A more interesting tangent, at least for me as a film critic, is my opening salvo savaging the film tastes of the late Larry King (1933-2021) and the topic of “blurb whores,” critics who are so easily amused that their excitable, adjective-ready blurbs in the advertisement for a movie can be a bad sign of the movie’s ultimate quality. A website (eFilmCritic) used to track the most egregious examples of “film critics” offering their “takes” on movies in a scathing series called Critic Watch. Neither the series nor the website seem to be active any longer, but I remember every year checking in and taking stock and shaking my head in incredulous disdain. These were usually populated by the same names like Peter Travers from Rolling Stone, Shawn Edwards from the local Kansas City news station, Jeffrey Lyons and then eventually his son Ben Lyons, Pete Hammond for Maxim, and the most curious case was that of Earl Dittman from Wireless, the publication being like one of those little insert pamphlets for oblivious satellite TV subscribers.

Dittman was the king of blurbs on questionable movies, and his verbal ejaculate over Robots might be the best indication.

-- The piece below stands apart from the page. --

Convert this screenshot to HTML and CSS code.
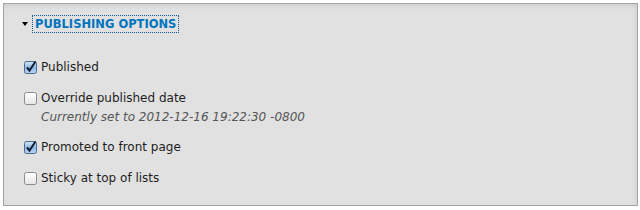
FILE: index.html
```html
<!DOCTYPE html>
<html lang="en">
<head>
  <meta charset="UTF-8" />
  <title>Publishing options</title>
  <link rel="stylesheet" href="styles.css">
</head>
<body>
  <fieldset class="options">
    <legend class="options-title">
      <span class="arrow"></span>
      <a href="#" class="options-link">Publishing options</a>
    </legend>
    <div class="item">
      <label class="check">
        <svg class="box" width="14" height="14" viewBox="0 0 14 14">
          <defs>
            <linearGradient id="on" x1="0" y1="0" x2="0" y2="1">
              <stop offset="0" stop-color="#d7e7f7"/>
              <stop offset="0.5" stop-color="#8fb8e2"/>
              <stop offset="1" stop-color="#b9d6f2"/>
            </linearGradient>
          </defs>
          <rect x="0.5" y="1.5" width="12" height="12" rx="2" fill="url(#on)" stroke="#4a6b93"/>
          <path d="M3 7.5 L5.5 10.5 L11.5 1.5" fill="none" stroke="#0d1c33" stroke-width="2"/>
        </svg>
        Published
      </label>
    </div>
    <div class="item">
      <label class="check">
        <svg class="box" width="14" height="14" viewBox="0 0 14 14">
          <defs>
            <linearGradient id="off" x1="0" y1="0" x2="0" y2="1">
              <stop offset="0" stop-color="#ffffff"/>
              <stop offset="1" stop-color="#e6e6e6"/>
            </linearGradient>
          </defs>
          <rect x="0.5" y="1.5" width="12" height="12" rx="2" fill="url(#off)" stroke="#8a8a8a"/>
        </svg>
        Override published date
      </label>
      <div class="note">Currently set to 2012-12-16 19:22:30 -0800</div>
    </div>
    <div class="item">
      <label class="check">
        <svg class="box" width="14" height="14" viewBox="0 0 14 14">
          <rect x="0.5" y="1.5" width="12" height="12" rx="2" fill="url(#on)" stroke="#4a6b93"/>
          <path d="M3 7.5 L5.5 10.5 L11.5 1.5" fill="none" stroke="#0d1c33" stroke-width="2"/>
        </svg>
        Promoted to front page
      </label>
    </div>
    <div class="item">
      <label class="check">
        <svg class="box" width="14" height="14" viewBox="0 0 14 14">
          <rect x="0.5" y="1.5" width="12" height="12" rx="2" fill="url(#off)" stroke="#8a8a8a"/>
        </svg>
        Sticky at top of lists
      </label>
    </div>
  </fieldset>
</body>
</html>
```

FILE: styles.css
```css
body {
  margin: 0;
  padding: 3px 2px 0 3px;
  background: #fff;
  font-family: "DejaVu Sans", sans-serif;
  font-size: 12px;
  color: #1e1e1e;
}
.options {
  margin: 0;
  padding: 0 0 12px 20px;
  box-sizing: border-box;
  height: 203px;
  background: #e1e1e1;
  border: 1px solid #a3a3a3;
  box-shadow: inset 0 4px 4px -2px #cfcfcf, inset -4px 0 4px -2px #d6d6d6;
  position: relative;
}
.options-title {
  position: absolute;
  top: 12px;
  left: 18px;
  padding: 0;
  display: flex;
  align-items: center;
}
.arrow {
  width: 0;
  height: 0;
  border-left: 3px solid transparent;
  border-right: 3px solid transparent;
  border-top: 4px solid #000;
  margin-right: 5px;
}
.options-link {
  color: #0074bd;
  font-weight: bold;
  text-transform: uppercase;
  text-decoration: none;
  font-size: 11.5px;
  padding: 1px 2px;
  outline: 1px dotted #0a5c9a;
}
.options > .item:first-of-type {
  margin-top: 55px;
}
.item {
  margin-bottom: 15px;
}
.check {
  display: flex;
  align-items: center;
  gap: 3px;
  height: 16px;
}
.box {
  flex: none;
}
.note {
  margin: 4px 0 0 17px;
  font-style: italic;
  color: #555;
}
```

He said of the 2005 animated film, “…Even more spectacular, computer-animated film than The Incredibles … In fact, the term ‘brilliant’ fails to accurately describe how wondrously witty and innovative Robot [sic] really is … If you thought the superheroes of The Incredibles and the ocean-dwellers of Finding Nemo were humorous, you haven’t heard nothing yet. The side-splitting humor of the mechanical beings in Robots is worthy of a capital ‘H’ … Forget The Incredibles, Robots is one heck of a funny animated comedy … Robots is a hilariously awesome and breathlessly inventive work of entertaining animated brilliance… You can’t afford to miss a single frame of this amazing, unforgettable animated classic.” Wow. He gave TEN different paragraph-length blurbs over Robots to the studio, an okay animated movie at best, and surely not one “more spectacular” than The Incredibles. I can even recall seeing a TV ad for Robots that was nothing but wall-to-wall Dittman quotes. With the man’s hyperbolic, effusive praise for even the crappiest of films, like calling Shark Boy and Lava Girl a “masterpiece” and Hostage as “more electrifying than Die Hard” (what????), there was a theory that the elusive Dittman didn’t even exist. Sony had been ridiculed when it was revealed in 2002 that “David Manning” was a fake critic they had created to positive blurb their movies (The Animal: “The producing team of Big Daddy has delivered another winner!”). Sony even had to pay out a modest settlement in a class action suit to any filmgoer having felt duped to see four movies. And then somebody proved Dittman was real, a freelance writer from Houston, and just a guy who seemed to love all movies and wasn’t that interesting. I don’t think he’s blurbed again since 2007. May he enjoy his retirement.

All of this is my way of saying K-19: The Widowmaker is a submarine movie where submarine movie stuff happens. If you can’t get enough of the likes of U-571 and Greyhound, then that would probably be all you would ask for in your nautical storytelling. Everyone attached has done better, though the old age makeup during an epilogue set in 1989 was eerie about what an older Harrison Ford would look like, so well done, makeup team. My review from 2002 rings so true twenty years later that I’ve had to resort to thinking what else can be added in discussion. That’s always nice, to recognize my critical self from twenty years hence was right on the money. K-19 is long, misshapen in its structure and attention, and bogged down with cliches. My initial grade still stands.